**DATASET CONTENT**
++++++++++

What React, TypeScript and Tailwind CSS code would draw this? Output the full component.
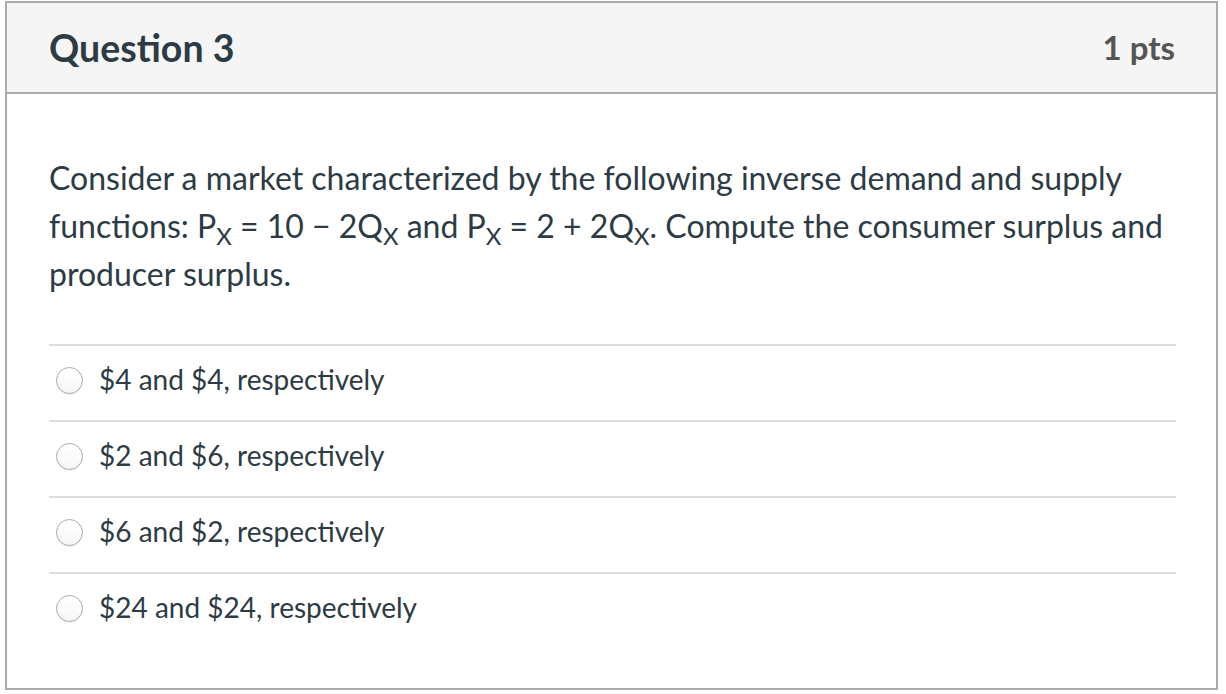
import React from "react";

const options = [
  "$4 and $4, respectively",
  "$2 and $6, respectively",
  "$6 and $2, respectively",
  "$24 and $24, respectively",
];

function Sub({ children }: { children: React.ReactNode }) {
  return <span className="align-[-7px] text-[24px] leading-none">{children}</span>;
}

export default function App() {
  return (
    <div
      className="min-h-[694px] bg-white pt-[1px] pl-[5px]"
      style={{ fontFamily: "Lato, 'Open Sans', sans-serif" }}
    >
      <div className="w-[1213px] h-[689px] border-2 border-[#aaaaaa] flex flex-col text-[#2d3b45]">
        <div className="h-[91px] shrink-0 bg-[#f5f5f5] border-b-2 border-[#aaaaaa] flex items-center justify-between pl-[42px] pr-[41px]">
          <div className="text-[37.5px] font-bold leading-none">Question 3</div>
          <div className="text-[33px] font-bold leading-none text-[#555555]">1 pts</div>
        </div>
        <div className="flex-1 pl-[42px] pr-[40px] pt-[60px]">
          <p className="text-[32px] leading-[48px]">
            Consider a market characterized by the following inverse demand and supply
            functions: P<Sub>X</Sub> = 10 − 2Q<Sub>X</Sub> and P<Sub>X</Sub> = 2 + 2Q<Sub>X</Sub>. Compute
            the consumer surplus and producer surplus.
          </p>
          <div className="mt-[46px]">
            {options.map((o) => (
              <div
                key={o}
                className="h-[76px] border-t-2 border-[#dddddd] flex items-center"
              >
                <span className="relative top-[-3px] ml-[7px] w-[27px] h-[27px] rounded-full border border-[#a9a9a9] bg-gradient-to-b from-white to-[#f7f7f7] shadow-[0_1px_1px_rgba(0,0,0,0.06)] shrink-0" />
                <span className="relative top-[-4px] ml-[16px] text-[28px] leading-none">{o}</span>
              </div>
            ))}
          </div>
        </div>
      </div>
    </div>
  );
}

++++++++++

**JOB**
Except for the pictures, reproduce every line exactly.

**EXERCISE RESPONSE**
What React, TypeScript and Tailwind CSS code would draw this? Output the full component.
import React from "react";

const options = [
  "$4 and $4, respectively",
  "$2 and $6, respectively",
  "$6 and $2, respectively",
  "$24 and $24, respectively",
];

function Sub({ children }: { children: React.ReactNode }) {
  return <span className="align-[-7px] text-[24px] leading-none">{children}</span>;
}

export default function App() {
  return (
    <div
      className="min-h-[694px] bg-white pt-[1px] pl-[5px]"
      style={{ fontFamily: "Lato, 'Open Sans', sans-serif" }}
    >
      <div className="w-[1213px] h-[689px] border-2 border-[#aaaaaa] flex flex-col text-[#2d3b45]">
        <div className="h-[91px] shrink-0 bg-[#f5f5f5] border-b-2 border-[#aaaaaa] flex items-center justify-between pl-[42px] pr-[41px]">
          <div className="text-[37.5px] font-bold leading-none">Question 3</div>
          <div className="text-[33px] font-bold leading-none text-[#555555]">1 pts</div>
        </div>
        <div className="flex-1 pl-[42px] pr-[40px] pt-[60px]">
          <p className="text-[32px] leading-[48px]">
            Consider a market characterized by the following inverse demand and supply
            functions: P<Sub>X</Sub> = 10 − 2Q<Sub>X</Sub> and P<Sub>X</Sub> = 2 + 2Q<Sub>X</Sub>. Compute
            the consumer surplus and producer surplus.
          </p>
          <div className="mt-[46px]">
            {options.map((o) => (
              <div
                key={o}
                className="h-[76px] border-t-2 border-[#dddddd] flex items-center"
              >
                <span className="relative top-[-3px] ml-[7px] w-[27px] h-[27px] rounded-full border border-[#a9a9a9] bg-gradient-to-b from-white to-[#f7f7f7] shadow-[0_1px_1px_rgba(0,0,0,0.06)] shrink-0" />
                <span className="relative top-[-4px] ml-[16px] text-[28px] leading-none">{o}</span>
              </div>
            ))}
          </div>
        </div>
      </div>
    </div>
  );
}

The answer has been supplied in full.